» **What the task asks**
Pull out every line containing the string "React".

Start Data provided

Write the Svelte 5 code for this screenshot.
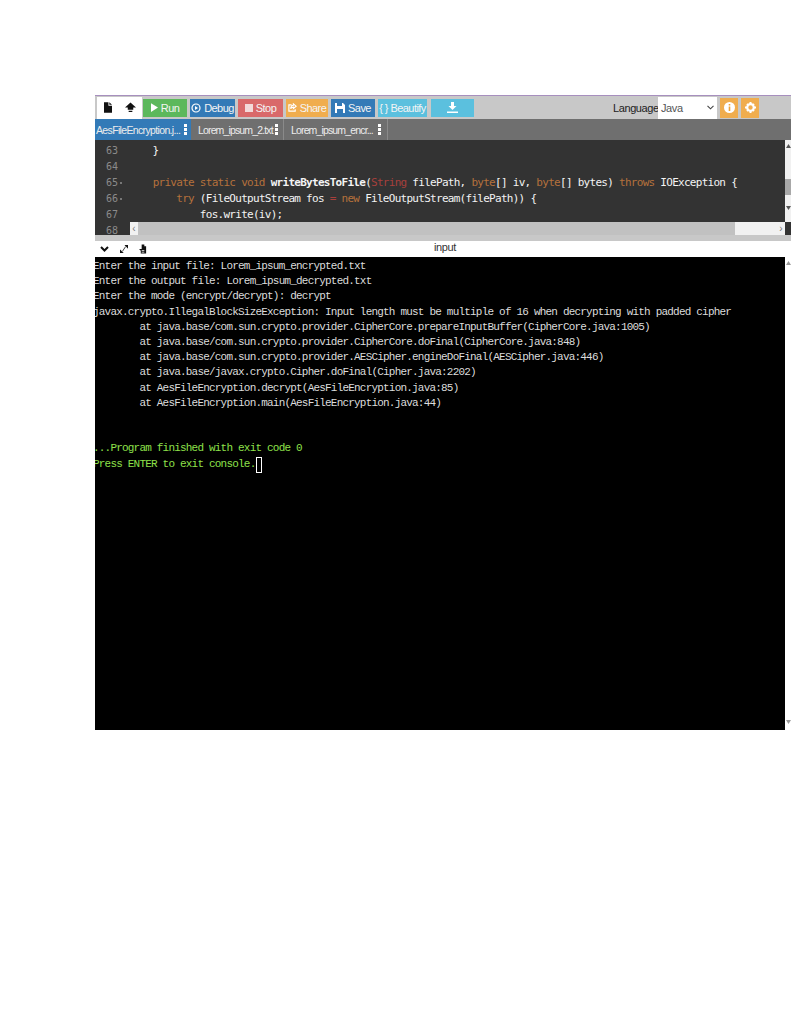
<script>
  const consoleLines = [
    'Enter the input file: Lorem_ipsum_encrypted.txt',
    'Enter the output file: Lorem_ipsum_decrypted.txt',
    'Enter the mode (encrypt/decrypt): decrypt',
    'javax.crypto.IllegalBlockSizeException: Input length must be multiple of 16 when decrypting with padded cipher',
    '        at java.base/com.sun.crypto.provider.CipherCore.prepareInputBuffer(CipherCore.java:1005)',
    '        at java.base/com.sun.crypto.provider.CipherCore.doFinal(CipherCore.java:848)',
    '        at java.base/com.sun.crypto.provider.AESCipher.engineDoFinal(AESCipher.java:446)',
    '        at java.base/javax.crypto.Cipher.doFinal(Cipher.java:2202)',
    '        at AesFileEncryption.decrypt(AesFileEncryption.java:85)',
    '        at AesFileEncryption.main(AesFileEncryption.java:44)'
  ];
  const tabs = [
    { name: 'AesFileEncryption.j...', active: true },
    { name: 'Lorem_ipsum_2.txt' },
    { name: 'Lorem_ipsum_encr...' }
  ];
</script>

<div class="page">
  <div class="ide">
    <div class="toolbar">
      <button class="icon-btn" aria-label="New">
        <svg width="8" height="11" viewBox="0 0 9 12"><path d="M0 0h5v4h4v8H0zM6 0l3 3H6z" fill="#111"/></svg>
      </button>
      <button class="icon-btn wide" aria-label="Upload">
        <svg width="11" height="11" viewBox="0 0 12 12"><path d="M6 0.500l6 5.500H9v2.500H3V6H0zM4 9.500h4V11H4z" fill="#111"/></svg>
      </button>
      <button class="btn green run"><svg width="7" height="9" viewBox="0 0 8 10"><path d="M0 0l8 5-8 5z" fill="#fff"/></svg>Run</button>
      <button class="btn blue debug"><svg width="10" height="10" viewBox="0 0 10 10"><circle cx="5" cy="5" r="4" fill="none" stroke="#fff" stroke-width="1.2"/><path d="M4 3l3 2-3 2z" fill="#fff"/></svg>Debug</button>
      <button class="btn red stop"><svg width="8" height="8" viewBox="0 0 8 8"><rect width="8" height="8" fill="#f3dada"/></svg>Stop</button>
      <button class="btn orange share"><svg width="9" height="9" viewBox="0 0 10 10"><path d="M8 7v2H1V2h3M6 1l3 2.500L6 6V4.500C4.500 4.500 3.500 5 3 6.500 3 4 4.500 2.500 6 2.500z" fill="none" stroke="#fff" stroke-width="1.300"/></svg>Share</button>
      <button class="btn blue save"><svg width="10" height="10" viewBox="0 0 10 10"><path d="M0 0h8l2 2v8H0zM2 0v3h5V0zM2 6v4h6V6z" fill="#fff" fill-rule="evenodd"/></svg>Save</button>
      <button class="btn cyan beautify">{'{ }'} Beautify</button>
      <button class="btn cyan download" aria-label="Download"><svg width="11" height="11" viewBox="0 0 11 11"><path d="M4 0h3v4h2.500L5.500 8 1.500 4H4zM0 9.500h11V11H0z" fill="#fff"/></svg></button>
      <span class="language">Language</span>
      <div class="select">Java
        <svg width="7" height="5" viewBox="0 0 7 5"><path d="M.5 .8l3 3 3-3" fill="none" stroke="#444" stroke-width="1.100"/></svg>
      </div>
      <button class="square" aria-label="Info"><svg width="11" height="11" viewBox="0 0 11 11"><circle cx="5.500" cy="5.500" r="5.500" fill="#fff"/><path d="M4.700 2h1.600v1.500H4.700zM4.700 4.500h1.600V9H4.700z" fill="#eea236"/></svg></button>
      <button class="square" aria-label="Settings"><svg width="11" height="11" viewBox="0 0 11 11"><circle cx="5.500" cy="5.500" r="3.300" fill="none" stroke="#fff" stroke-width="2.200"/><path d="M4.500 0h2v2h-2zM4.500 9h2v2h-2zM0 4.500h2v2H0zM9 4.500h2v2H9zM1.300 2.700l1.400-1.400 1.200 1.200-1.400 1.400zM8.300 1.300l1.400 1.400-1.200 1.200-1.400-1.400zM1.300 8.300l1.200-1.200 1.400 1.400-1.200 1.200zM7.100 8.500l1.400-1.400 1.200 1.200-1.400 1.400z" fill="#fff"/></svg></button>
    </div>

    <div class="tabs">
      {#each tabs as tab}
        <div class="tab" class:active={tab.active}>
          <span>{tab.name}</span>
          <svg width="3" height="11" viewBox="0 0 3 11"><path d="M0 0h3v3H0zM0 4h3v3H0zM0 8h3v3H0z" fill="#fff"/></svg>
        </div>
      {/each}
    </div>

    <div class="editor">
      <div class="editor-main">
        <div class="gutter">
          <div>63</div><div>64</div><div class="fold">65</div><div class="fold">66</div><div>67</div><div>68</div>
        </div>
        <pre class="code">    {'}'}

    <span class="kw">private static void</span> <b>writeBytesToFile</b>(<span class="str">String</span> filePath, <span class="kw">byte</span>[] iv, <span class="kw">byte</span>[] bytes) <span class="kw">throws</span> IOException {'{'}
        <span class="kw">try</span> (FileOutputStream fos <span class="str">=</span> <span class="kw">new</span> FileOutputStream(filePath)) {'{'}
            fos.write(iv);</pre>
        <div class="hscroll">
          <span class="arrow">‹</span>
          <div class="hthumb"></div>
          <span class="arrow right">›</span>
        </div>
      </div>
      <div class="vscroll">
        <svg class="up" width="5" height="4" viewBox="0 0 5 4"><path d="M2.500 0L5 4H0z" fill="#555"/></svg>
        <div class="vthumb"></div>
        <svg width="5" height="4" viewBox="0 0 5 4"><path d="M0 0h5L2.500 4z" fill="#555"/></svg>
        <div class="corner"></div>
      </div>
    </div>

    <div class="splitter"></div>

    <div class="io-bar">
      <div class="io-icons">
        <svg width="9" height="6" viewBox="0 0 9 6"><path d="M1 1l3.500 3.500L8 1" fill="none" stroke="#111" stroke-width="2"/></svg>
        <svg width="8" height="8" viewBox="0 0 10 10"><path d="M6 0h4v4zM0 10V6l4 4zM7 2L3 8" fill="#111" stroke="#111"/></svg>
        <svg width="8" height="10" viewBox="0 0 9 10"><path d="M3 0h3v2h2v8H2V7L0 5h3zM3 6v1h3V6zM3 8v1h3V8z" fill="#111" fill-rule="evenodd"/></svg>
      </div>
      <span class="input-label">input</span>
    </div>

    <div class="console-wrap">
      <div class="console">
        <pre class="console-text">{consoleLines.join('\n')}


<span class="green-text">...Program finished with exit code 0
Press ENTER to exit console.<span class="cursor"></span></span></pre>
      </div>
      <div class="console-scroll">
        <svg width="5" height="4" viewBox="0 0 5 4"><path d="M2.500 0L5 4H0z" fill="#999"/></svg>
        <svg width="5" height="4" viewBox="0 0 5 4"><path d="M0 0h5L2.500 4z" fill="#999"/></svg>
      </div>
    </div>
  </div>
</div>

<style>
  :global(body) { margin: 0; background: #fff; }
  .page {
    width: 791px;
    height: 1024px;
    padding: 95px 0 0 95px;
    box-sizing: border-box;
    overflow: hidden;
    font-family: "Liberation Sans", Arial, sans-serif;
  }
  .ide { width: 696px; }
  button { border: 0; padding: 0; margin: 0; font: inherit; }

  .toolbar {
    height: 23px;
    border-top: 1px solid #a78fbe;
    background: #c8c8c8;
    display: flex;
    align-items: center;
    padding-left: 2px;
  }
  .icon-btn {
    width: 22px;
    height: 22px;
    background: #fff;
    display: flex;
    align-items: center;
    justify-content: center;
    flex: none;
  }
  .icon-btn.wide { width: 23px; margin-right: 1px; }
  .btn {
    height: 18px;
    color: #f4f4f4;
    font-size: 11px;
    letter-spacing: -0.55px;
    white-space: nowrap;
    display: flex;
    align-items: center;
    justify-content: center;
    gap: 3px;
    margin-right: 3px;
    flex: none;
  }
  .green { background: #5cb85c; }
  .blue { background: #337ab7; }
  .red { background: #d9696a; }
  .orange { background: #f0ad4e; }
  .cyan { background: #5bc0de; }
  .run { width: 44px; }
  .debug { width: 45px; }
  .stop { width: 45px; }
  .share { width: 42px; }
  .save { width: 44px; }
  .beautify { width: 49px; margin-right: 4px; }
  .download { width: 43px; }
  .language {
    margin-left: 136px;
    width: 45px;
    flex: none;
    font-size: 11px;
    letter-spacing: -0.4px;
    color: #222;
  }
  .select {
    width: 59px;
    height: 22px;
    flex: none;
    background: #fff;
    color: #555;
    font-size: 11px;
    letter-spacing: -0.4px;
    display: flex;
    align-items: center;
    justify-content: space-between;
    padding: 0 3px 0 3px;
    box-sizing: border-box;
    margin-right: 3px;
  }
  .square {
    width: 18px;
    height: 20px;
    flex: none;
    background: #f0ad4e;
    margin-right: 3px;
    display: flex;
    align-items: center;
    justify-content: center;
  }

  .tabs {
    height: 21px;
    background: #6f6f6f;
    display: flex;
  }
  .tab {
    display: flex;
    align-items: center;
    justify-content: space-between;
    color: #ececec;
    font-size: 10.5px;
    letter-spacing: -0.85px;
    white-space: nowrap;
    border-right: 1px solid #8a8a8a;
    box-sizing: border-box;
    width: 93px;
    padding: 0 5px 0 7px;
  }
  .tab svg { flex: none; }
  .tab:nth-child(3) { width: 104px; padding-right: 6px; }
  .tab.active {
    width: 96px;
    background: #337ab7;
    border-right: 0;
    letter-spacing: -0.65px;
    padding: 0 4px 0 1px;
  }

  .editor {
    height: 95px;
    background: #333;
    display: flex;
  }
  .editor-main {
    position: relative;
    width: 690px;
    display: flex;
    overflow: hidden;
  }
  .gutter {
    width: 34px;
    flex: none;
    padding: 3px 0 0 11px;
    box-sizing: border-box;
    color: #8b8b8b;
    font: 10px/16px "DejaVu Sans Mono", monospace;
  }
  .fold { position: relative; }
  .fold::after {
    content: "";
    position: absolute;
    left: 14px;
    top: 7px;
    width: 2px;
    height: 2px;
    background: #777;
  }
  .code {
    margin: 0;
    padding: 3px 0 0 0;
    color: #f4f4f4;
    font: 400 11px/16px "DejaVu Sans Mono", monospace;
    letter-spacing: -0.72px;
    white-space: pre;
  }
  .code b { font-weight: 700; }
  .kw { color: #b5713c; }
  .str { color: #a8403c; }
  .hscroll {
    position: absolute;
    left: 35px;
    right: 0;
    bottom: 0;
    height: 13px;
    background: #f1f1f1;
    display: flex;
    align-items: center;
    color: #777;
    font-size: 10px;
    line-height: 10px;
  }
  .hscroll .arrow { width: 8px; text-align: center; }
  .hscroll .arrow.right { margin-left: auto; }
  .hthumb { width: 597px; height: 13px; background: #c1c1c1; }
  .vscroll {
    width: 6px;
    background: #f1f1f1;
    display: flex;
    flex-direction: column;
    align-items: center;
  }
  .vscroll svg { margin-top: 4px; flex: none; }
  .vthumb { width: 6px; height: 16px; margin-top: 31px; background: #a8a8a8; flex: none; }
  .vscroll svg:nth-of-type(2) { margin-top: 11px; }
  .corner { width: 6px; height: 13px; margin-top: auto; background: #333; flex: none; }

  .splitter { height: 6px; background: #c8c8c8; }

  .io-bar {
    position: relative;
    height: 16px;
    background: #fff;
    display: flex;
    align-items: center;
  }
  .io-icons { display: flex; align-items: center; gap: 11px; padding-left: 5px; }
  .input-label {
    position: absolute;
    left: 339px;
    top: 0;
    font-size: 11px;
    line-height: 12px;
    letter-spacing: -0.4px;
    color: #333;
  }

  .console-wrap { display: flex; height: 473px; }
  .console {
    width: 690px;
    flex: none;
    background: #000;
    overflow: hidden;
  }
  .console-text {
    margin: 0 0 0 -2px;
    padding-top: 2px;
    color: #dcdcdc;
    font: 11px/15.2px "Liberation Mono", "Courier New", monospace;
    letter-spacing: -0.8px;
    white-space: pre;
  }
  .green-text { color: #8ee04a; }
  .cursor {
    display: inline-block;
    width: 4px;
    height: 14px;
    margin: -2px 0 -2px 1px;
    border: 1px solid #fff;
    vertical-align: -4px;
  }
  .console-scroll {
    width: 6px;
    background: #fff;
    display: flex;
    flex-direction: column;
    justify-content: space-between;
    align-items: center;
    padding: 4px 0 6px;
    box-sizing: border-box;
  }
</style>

End Data provided
Start Data provided

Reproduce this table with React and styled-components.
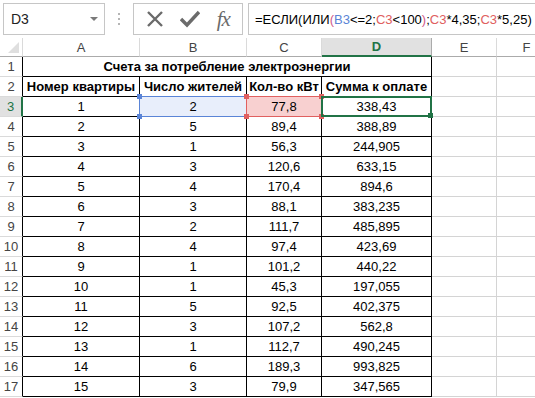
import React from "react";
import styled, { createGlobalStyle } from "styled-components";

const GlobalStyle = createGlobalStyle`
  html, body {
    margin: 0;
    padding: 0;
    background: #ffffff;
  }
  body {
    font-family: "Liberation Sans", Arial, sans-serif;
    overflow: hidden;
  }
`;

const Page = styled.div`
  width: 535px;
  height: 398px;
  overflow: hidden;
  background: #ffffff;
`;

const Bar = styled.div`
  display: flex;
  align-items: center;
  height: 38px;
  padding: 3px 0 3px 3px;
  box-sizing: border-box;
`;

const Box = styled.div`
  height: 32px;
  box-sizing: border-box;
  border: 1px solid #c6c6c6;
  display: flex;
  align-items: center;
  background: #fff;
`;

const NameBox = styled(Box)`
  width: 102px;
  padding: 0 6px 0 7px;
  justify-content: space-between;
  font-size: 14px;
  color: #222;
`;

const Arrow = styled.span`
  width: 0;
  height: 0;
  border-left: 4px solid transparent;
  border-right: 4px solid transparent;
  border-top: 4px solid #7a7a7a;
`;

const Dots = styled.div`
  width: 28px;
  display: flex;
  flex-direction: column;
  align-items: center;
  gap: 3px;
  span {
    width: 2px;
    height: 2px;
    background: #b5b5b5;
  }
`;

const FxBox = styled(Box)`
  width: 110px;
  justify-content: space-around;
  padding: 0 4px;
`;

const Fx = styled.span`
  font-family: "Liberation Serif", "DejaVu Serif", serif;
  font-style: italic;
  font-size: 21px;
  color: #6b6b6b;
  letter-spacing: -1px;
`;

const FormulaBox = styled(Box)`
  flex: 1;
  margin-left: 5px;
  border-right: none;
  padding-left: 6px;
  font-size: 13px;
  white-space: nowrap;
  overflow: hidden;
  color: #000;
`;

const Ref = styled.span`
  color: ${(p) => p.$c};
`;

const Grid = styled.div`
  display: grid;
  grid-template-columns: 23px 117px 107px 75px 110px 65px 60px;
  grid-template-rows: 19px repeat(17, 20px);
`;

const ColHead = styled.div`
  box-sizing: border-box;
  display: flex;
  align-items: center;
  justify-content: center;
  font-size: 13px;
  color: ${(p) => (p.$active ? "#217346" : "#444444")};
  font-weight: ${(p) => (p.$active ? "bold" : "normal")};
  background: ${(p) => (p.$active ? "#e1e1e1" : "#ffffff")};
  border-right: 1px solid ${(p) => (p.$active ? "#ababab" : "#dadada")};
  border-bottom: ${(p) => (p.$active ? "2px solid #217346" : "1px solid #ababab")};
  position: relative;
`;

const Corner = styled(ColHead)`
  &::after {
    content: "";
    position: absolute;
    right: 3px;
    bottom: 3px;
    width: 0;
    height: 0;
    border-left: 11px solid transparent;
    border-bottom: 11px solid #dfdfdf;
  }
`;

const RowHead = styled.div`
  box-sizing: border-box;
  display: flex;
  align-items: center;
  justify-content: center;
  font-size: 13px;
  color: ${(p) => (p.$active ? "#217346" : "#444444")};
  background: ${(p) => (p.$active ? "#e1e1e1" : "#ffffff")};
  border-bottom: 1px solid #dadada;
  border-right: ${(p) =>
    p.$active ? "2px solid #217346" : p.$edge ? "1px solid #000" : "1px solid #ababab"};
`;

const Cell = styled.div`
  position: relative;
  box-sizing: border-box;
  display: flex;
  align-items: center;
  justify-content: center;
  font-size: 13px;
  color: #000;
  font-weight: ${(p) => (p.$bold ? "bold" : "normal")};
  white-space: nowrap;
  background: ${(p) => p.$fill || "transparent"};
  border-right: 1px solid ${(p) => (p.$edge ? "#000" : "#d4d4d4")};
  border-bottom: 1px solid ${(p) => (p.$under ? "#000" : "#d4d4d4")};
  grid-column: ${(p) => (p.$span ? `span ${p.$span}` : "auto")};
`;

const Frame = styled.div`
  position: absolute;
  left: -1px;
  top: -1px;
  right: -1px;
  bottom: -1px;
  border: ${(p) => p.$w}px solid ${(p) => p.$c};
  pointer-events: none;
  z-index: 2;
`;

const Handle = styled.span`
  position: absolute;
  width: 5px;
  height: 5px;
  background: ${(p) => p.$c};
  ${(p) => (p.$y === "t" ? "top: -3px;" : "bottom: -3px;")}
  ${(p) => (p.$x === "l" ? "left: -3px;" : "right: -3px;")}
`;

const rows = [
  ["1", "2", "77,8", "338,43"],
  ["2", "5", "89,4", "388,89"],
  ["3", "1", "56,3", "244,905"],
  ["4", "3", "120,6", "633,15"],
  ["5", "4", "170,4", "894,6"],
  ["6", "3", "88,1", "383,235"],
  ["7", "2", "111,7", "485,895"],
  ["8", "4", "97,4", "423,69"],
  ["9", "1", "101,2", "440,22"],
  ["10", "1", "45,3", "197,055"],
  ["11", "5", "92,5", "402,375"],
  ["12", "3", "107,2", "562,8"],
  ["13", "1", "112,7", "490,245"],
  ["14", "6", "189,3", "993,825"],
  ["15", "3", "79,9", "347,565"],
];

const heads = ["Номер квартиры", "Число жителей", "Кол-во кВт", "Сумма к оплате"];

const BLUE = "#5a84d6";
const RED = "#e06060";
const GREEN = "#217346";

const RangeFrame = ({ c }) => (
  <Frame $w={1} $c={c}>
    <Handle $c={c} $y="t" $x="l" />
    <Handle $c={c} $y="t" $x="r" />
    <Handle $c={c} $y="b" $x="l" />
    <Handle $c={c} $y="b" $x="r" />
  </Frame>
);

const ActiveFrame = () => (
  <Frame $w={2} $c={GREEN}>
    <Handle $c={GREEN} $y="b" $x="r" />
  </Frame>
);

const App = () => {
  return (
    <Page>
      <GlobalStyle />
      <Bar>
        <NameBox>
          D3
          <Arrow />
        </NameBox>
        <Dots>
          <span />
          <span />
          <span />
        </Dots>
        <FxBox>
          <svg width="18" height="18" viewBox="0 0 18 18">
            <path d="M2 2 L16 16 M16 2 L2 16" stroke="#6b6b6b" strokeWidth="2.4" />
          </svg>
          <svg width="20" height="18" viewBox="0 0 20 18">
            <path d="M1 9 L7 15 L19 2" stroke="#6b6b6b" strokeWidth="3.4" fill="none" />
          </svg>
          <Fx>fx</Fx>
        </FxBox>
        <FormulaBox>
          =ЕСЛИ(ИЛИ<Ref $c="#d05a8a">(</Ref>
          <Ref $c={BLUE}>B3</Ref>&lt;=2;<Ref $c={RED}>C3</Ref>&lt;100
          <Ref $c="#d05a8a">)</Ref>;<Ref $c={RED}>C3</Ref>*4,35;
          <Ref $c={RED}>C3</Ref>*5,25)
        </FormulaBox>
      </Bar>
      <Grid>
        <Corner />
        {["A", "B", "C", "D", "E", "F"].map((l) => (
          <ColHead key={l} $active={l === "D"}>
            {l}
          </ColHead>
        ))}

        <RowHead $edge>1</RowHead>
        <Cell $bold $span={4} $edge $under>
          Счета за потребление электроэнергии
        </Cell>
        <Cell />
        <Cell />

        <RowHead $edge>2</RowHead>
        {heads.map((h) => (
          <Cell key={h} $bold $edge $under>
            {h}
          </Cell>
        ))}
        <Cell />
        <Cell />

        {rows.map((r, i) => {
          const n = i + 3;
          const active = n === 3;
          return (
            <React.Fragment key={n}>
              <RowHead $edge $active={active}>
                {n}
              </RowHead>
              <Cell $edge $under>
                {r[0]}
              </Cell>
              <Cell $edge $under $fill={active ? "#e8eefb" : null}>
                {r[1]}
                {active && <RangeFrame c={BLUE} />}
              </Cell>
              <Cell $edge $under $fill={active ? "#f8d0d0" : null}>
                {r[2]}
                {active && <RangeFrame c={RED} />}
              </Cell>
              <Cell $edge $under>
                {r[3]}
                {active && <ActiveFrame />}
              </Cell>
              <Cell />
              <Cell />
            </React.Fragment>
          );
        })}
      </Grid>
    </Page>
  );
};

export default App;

End Data provided

» **Task output**
Reproduce this table with React and styled-components.
import React from "react";
            <React.Fragment key={n}>
            </React.Fragment>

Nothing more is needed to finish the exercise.